= Leonard Rome Guthrie =

Leonard Rome Guthrie (1880 in Glasgow – 1958 in Blyth, Suffolk) was a Scottish architect. His parents were the decorator John Guthrie and his wife Jessie Finlay Stark, Scots who had married in London in 1876 and would later return there. He joined the Wimperis & Simpson partnership in 1925 to form Wimperis, Simpson and Guthrie.

== Works ==
His works included:

- In 1912, Townhill Park House, Southampton.

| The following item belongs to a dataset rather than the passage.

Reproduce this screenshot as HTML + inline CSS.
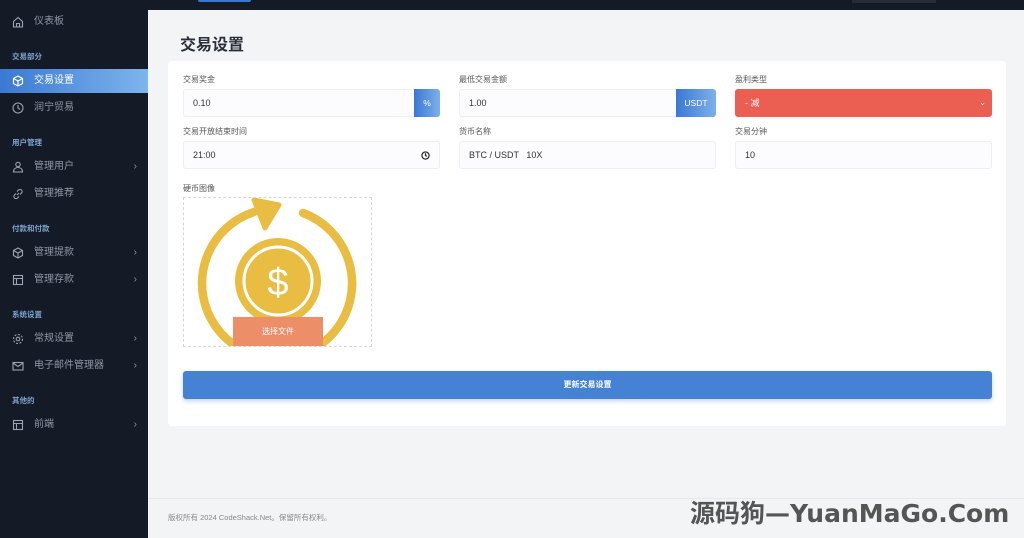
<!DOCTYPE html>
<html><head><meta charset="utf-8"><style>
*{margin:0;padding:0;box-sizing:border-box}
body{width:1024px;height:538px;overflow:hidden;background:#f3f4f6;font-family:"Liberation Sans","Noto Sans CJK SC",sans-serif;position:relative}
.sb{position:absolute;left:0;top:0;width:148px;height:538px;background:#151b26}
.it{position:absolute;left:0;width:148px;height:24px;color:#8e97a6;font-size:10px;line-height:24px;padding-left:34px}
.it svg{position:absolute;left:12px;top:6px}
.it .ch{position:absolute;right:11px;top:0;color:#8a93a3;font-size:10px}
.sec{position:absolute;left:12px;font-size:7.5px;color:#7fa3d0;font-weight:bold}
.act{background:linear-gradient(90deg,#3b78d2,#7db5ee);color:#fff}
.top{position:absolute;left:148px;top:0;width:876px;height:10px;background:#151b26}
.card{position:absolute;left:168px;top:61px;width:838px;height:365px;background:#fff;border-radius:3px}
.lb{position:absolute;font-size:8px;color:#555}
.in{position:absolute;height:28px;border:1px solid #eceef3;background:#fcfcfe;border-radius:3px;font-size:9px;color:#333;line-height:26px;padding-left:9px}
.ad{position:absolute;top:-1px;right:-1px;height:28px;background:linear-gradient(90deg,#3b78d2,#7db0ea);color:#fff;font-size:8.5px;line-height:28px;text-align:center;border-radius:0 3px 3px 0}
</style></head><body>
<div class="sb">
<div class="it" style="top:10px"><svg width="12" height="12" viewBox="0 0 12 12" fill="none" stroke="#9aa3b2" stroke-width="1.1"><path d="M1.5 5.5L6 1.5l4.5 4V11h-9z M4.5 11V7.5h3V11"/></svg>仪表板</div>
<div class="sec" style="top:51px">交易部分</div>
<div class="it act" style="top:69px"><svg width="12" height="12" viewBox="0 0 12 12" fill="none" stroke="#fff" stroke-width="1.2"><path d="M6 1l4.5 2.5v5L6 11 1.5 8.5v-5z M1.5 3.5L6 6l4.5-2.5 M6 6v5"/></svg>交易设置</div>
<div class="it" style="top:96px"><svg width="12" height="12" viewBox="0 0 12 12" fill="none" stroke="#9aa3b2" stroke-width="1.1"><circle cx="6" cy="6" r="5"/><path d="M6 3v3l2 1.5"/></svg>润宁贸易</div>
<div class="sec" style="top:137px">用户管理</div>
<div class="it" style="top:155px"><svg width="12" height="12" viewBox="0 0 12 12" fill="none" stroke="#9aa3b2" stroke-width="1.1"><circle cx="6" cy="3.5" r="2.2"/><path d="M1.5 11c0-3 2-4.5 4.5-4.5s4.5 1.5 4.5 4.5z"/></svg>管理用户<span class="ch">›</span></div>
<div class="it" style="top:182px"><svg width="12" height="12" viewBox="0 0 12 12" fill="none" stroke="#9aa3b2" stroke-width="1.1"><path d="M5 7l2-2 M4 5.5L2.5 7a2 2 0 003 3L7 8.5 M8 6.5L9.5 5a2 2 0 00-3-3L5 3.5"/></svg>管理推荐</div>
<div class="sec" style="top:223px">付款和付款</div>
<div class="it" style="top:241px"><svg width="12" height="12" viewBox="0 0 12 12" fill="none" stroke="#9aa3b2" stroke-width="1.1"><path d="M6 1l4.5 2.5v5L6 11 1.5 8.5v-5z M1.5 3.5L6 6l4.5-2.5 M6 6v5"/></svg>管理提款<span class="ch">›</span></div>
<div class="it" style="top:268px"><svg width="12" height="12" viewBox="0 0 12 12" fill="none" stroke="#9aa3b2" stroke-width="1.1"><rect x="1.5" y="1.5" width="9" height="9"/><path d="M1.5 4.5h9 M4.5 4.5v6"/></svg>管理存款<span class="ch">›</span></div>
<div class="sec" style="top:309px">系统设置</div>
<div class="it" style="top:327px"><svg width="12" height="12" viewBox="0 0 12 12" fill="none" stroke="#9aa3b2" stroke-width="1.1"><circle cx="6" cy="6" r="1.8"/><circle cx="6" cy="6" r="4.5" stroke-dasharray="2 1.5"/></svg>常规设置<span class="ch">›</span></div>
<div class="it" style="top:354px"><svg width="12" height="12" viewBox="0 0 12 12" fill="none" stroke="#9aa3b2" stroke-width="1.1"><rect x="1" y="2.5" width="10" height="7.5"/><path d="M1 3l5 3.5L11 3"/></svg>电子邮件管理器<span class="ch">›</span></div>
<div class="sec" style="top:395px">其他的</div>
<div class="it" style="top:413px"><svg width="12" height="12" viewBox="0 0 12 12" fill="none" stroke="#9aa3b2" stroke-width="1.1"><rect x="1.5" y="1.5" width="9" height="9"/><path d="M1.5 4.5h9 M4.5 4.5v6"/></svg>前端<span class="ch">›</span></div>
</div>
<div class="top"><div style="position:absolute;left:50px;top:0;width:53px;height:2px;background:#3b78d2;border-radius:0 0 2px 2px"></div><div style="position:absolute;left:704px;top:0;width:84px;height:3px;background:#262c38"></div></div>
<div style="position:absolute;left:180px;top:31px;font-size:16px;font-weight:bold;color:#2b2f3a">交易设置</div>
<div class="card"></div>
<div class="lb" style="left:183px;top:74px">交易奖金</div>
<div class="lb" style="left:459px;top:74px">最低交易金额</div>
<div class="lb" style="left:735px;top:74px">盈利类型</div>
<div class="in" style="left:183px;top:89px;width:257px">0.10<div class="ad" style="width:26px">%</div></div>
<div class="in" style="left:459px;top:89px;width:257px">1.00<div class="ad" style="width:40px">USDT</div></div>
<div class="in" style="left:735px;top:89px;width:257px;background:#eb5f52;border-color:#eb5f52;color:#fff">- 减<span style="position:absolute;right:5px;font-size:8px">⌄</span></div>
<div class="lb" style="left:183px;top:126px">交易开放结束时间</div>
<div class="lb" style="left:459px;top:126px">货币名称</div>
<div class="lb" style="left:735px;top:126px">交易分钟</div>
<div class="in" style="left:183px;top:141px;width:257px">21:00<svg style="position:absolute;right:9px;top:9px" width="9" height="9" viewBox="0 0 10 10" fill="none" stroke="#222" stroke-width="1.3"><circle cx="5" cy="5" r="4"/><path d="M5 2.5V5l1.5 1"/></svg></div>
<div class="in" style="left:459px;top:141px;width:257px">BTC / USDT &nbsp; 10X</div>
<div class="in" style="left:735px;top:141px;width:257px">10</div>
<div class="lb" style="left:183px;top:183px">硬币图像</div>
<div style="position:absolute;left:183px;top:197px;width:189px;height:150px;border:1px dashed #d6d6d6;overflow:hidden">
<svg width="189" height="150" viewBox="0 0 189 150">
<path d="M70 14 A75 75 0 1 0 119 15" fill="none" stroke="#e8bd42" stroke-width="8.5" stroke-linecap="round"/>
<path d="M70 2 L95 7 L81 30 Z" fill="#e8bd42" stroke="#e8bd42" stroke-width="5" stroke-linejoin="round"/>
<circle cx="94" cy="83" r="43" fill="#e8bd42"/>
<circle cx="94" cy="83" r="34" fill="none" stroke="#fff" stroke-width="3"/>
<text x="94" y="97" text-anchor="middle" font-size="38" fill="#fff" font-family="Liberation Sans">$</text>
</svg>
<div style="position:absolute;left:49px;top:119px;width:90px;height:31px;background:#ec8f68;color:#fff;font-size:8px;text-align:center;line-height:29px">选择文件</div>
</div>
<div style="position:absolute;left:183px;top:371px;width:809px;height:28px;background:#4582d4;border-radius:3px;box-shadow:0 2px 4px rgba(69,130,212,.35);color:#fff;font-size:8px;font-weight:bold;text-align:center;line-height:28px">更新交易设置</div>
<div style="position:absolute;left:148px;top:498px;width:876px;height:1px;background:#e6e8ec"></div>
<div style="position:absolute;left:168px;top:512px;font-size:7.5px;color:#888">版权所有 2024 CodeShack.Net。保留所有权利。</div>
<div style="position:absolute;left:690px;top:494px;font-size:25px;font-weight:bold;color:#555;font-family:'DejaVu Sans','Noto Sans CJK SC',sans-serif;letter-spacing:0">源码狗—YuanMaGo.Com</div>
</body></html>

Italianate Gardens with planting schemes by Gertrude Jekyll.
- In 1913 he was appointed architect to the Royal Institution and masterminded its major reconstruction.

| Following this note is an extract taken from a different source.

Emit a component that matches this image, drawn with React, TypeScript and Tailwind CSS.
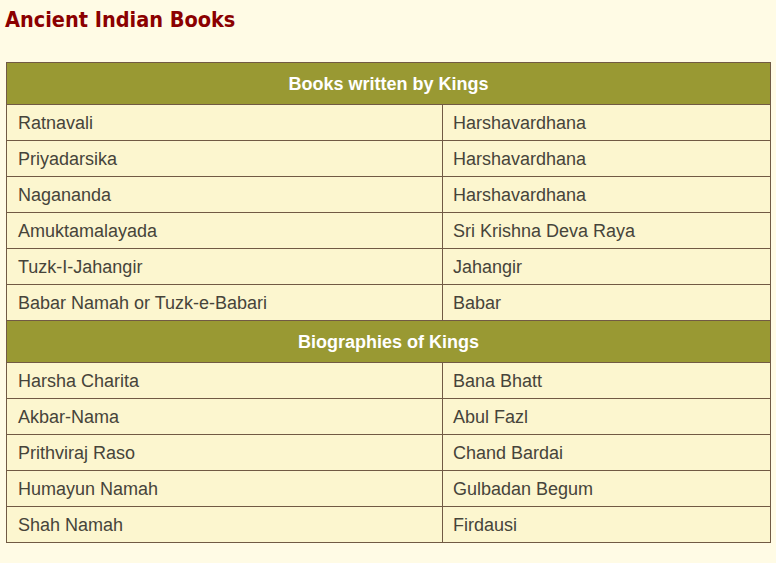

- Between 1926 and 1931, Grosvenor House, Park Lane London. The design was started by Guthrie but finished by Edwin Lutyens.

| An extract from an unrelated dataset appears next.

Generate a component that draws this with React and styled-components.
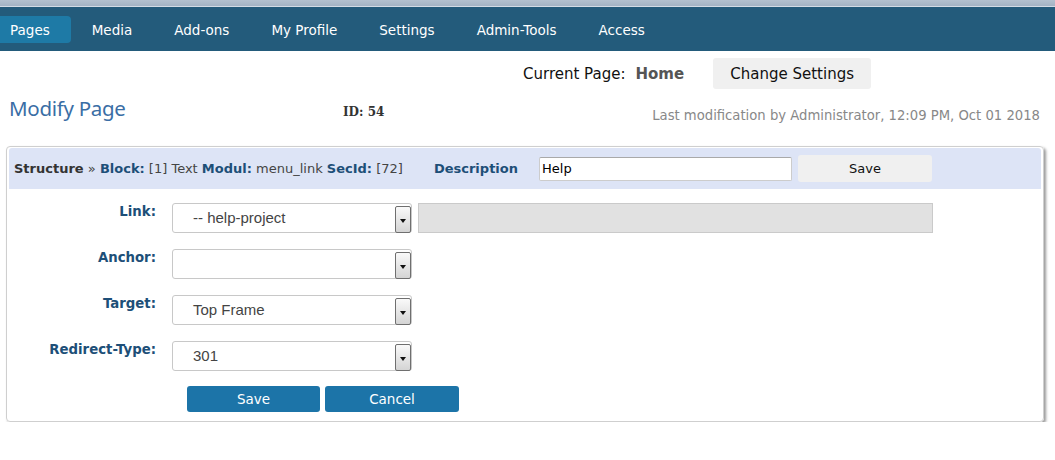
import React from 'react';
import styled, { createGlobalStyle } from 'styled-components';

const GlobalStyle = createGlobalStyle`
  body {
    margin: 0;
    background: #fff;
    font-family: "DejaVu Sans", Verdana, sans-serif;
    font-size: 13px;
    color: #333;
  }
`;

const TopStrip = styled.div`
  height: 6px;
  background: linear-gradient(#b3c1cf, #a3b3c4);
  border-bottom: 1px solid #d3dce5;
`;

const Nav = styled.nav`
  height: 44px;
  background: #235b7b;
  display: flex;
  align-items: center;
`;

const NavList = styled.ul`
  list-style: none;
  margin: 1px 0 0 -11px;
  padding: 0;
  display: flex;
`;

const NavItem = styled.li`
  padding: 0 21px;
  height: 27px;
  line-height: 28px;
  border-radius: 4px;
  color: #fff;
  font-size: 13.5px;
  background: ${(p) => (p.$active ? '#1e7aa6' : 'transparent')};
`;

const CurrentBar = styled.div`
  display: flex;
  align-items: center;
  padding-left: 523px;
  margin-top: 7px;
  font-size: 15px;
  color: #111;
`;

const CurrentName = styled.b`
  color: #555;
  margin-left: 10px;
`;

const GreyButton = styled.button`
  background: #f0f0f0;
  border: none;
  border-radius: 3px;
  font-family: "DejaVu Sans", Verdana, sans-serif;
  font-size: ${(p) => p.$size || 13}px;
  color: #111;
  width: ${(p) => p.$w}px;
  height: ${(p) => p.$h}px;
  margin-left: ${(p) => p.$ml || 0}px;
  padding: 0;
`;

const TitleRow = styled.div`
  display: grid;
  grid-template-columns: 334px 1fr auto;
  align-items: center;
  padding: 0 15px 0 9px;
  height: 38px;
`;

const Title = styled.h1`
  margin: 0;
  font-family: "Noto Sans", sans-serif;
  font-weight: 400;
  font-size: 20.5px;
  color: #3a6ea5;
  letter-spacing: -0.3px;
`;

const PageId = styled.span`
  font-family: "DejaVu Serif", serif;
  font-weight: bold;
  font-size: 12px;
  color: #333;
  padding-top: 8px;
`;

const LastMod = styled.span`
  color: #888;
  font-size: 13.2px;
  padding-top: 14px;
`;

const Panel = styled.div`
  margin: 19px 11px 0 6px;
  border: 1px solid #cfcfcf;
  border-radius: 4px;
  padding: 1px 2px 9px;
  box-shadow: 2px 2px 3px rgba(0, 0, 0, 0.4);
`;

const Band = styled.div`
  background: #dde4f6;
  height: 41px;
  display: flex;
  align-items: center;
  padding-left: 5px;
  border-radius: 3px 3px 0 0;
`;

const Crumbs = styled.span`
  color: #444;
  white-space: nowrap;
  b {
    color: #1d4f78;
  }
  b.dark {
    color: #333;
  }
`;

const DescLabel = styled.b`
  color: #1d4f78;
  margin-left: 31px;
  margin-right: 21px;
`;

const TextInput = styled.input`
  width: 253px;
  height: 24px;
  box-sizing: border-box;
  border: 1px solid #ccc;
  border-top-color: #a9a9a9;
  border-radius: 2px;
  font-family: "DejaVu Sans", Verdana, sans-serif;
  font-size: 13px;
  padding: 0 2px;
  margin-right: 6px;
  color: #000;
`;

const Rows = styled.div`
  display: flex;
  flex-direction: column;
  gap: 16px;
  padding-top: 14px;
`;

const Row = styled.div`
  display: flex;
  align-items: flex-start;
`;

const Label = styled.label`
  width: 147px;
  text-align: right;
  font-weight: bold;
  font-size: 13.3px;
  color: #1d4f78;
  padding-top: 1px;
  margin-right: 16px;
`;

const SelectBox = styled.div`
  position: relative;
  width: 240px;
  height: 30px;
  box-sizing: border-box;
  border: 1px solid #c8c8c8;
  border-radius: 3px;
  font-family: "Liberation Sans", Arial, sans-serif;
  font-size: 15px;
  color: #444;
  line-height: 28px;
  padding-left: 20px;
`;

const Arrow = styled.span`
  position: absolute;
  right: 0;
  top: 2px;
  bottom: -1px;
  width: 14px;
  border: 1px solid #6f6f6f;
  border-radius: 2px;
  background: linear-gradient(#fafafa, #d4d4d4);
  &::after {
    content: '';
    position: absolute;
    left: 4px;
    top: 12px;
    border-left: 3.5px solid transparent;
    border-right: 3.5px solid transparent;
    border-top: 4px solid #111;
  }
`;

const GreyField = styled.div`
  width: 515px;
  height: 30px;
  box-sizing: border-box;
  margin-left: 6px;
  background: #e1e1e1;
  border: 1px solid #cacaca;
`;

const Actions = styled.div`
  display: flex;
  gap: 5px;
  padding-left: 178px;
  margin-top: 15px;
`;

const BlueButton = styled.button`
  width: ${(p) => p.$w}px;
  height: 26px;
  background: #1c74a8;
  color: #fff;
  border: none;
  border-radius: 3px;
  font-family: "DejaVu Sans", Verdana, sans-serif;
  font-size: 13.5px;
  padding: 0;
`;

function Select({ value }) {
  return (
    <SelectBox>
      {value}
      <Arrow />
    </SelectBox>
  );
}

const navItems = ['Pages', 'Media', 'Add-ons', 'My Profile', 'Settings', 'Admin-Tools', 'Access'];

export default function App() {
  return (
    <>
      <GlobalStyle />
      <TopStrip />
      <Nav>
        <NavList>
          {navItems.map((n, i) => (
            <NavItem key={n} $active={i === 0}>{n}</NavItem>
          ))}
        </NavList>
      </Nav>

      <CurrentBar>
        Current Page: <CurrentName>Home</CurrentName>
        <GreyButton $w={158} $h={31} $size={15} $ml={29}>Change Settings</GreyButton>
      </CurrentBar>

      <TitleRow>
        <Title>Modify Page</Title>
        <PageId>ID: 54</PageId>
        <LastMod>Last modification by Administrator, 12:09 PM, Oct 01 2018</LastMod>
      </TitleRow>

      <Panel>
        <Band>
          <Crumbs>
            <b className="dark">Structure</b> » <b>Block:</b> [1] Text <b>Modul:</b> menu_link <b>SecId:</b> [72]
          </Crumbs>
          <DescLabel>Description</DescLabel>
          <TextInput defaultValue="Help" />
          <GreyButton $w={134} $h={27}>Save</GreyButton>
        </Band>

        <Rows>
          <Row>
            <Label>Link:</Label>
            <Select value="-- help-project" />
            <GreyField />
          </Row>
          <Row>
            <Label>Anchor:</Label>
            <Select value="" />
          </Row>
          <Row>
            <Label>Target:</Label>
            <Select value="Top Frame" />
          </Row>
          <Row>
            <Label>Redirect-Type:</Label>
            <Select value="301" />
          </Row>
        </Rows>

        <Actions>
          <BlueButton $w={133}>Save</BlueButton>
          <BlueButton $w={134}>Cancel</BlueButton>
        </Actions>
      </Panel>
    </>
  );
}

- In 1929, the University of London Observatory.
- In the 1930s, the BBC transmitter building at the Brookmans Park transmitting station near London, followed by others at Moorside Edge, Westerglen, Washford, Lisnagarvey, Burghead, Stagshaw, Start Point and Droitwich. These buildings had impressive Art Deco facades in Portland stone, and many of them survive. The Washford building is Grade II listed.
- In 1932, as part of the firm Wimperis, Simpson and Guthrie and with Maurice Bloom: Marine Gate, Brighton.
- In 1936, Winfield House, the Official Ambassadorial residence of the U.S. Ambassador to the United Kingdom.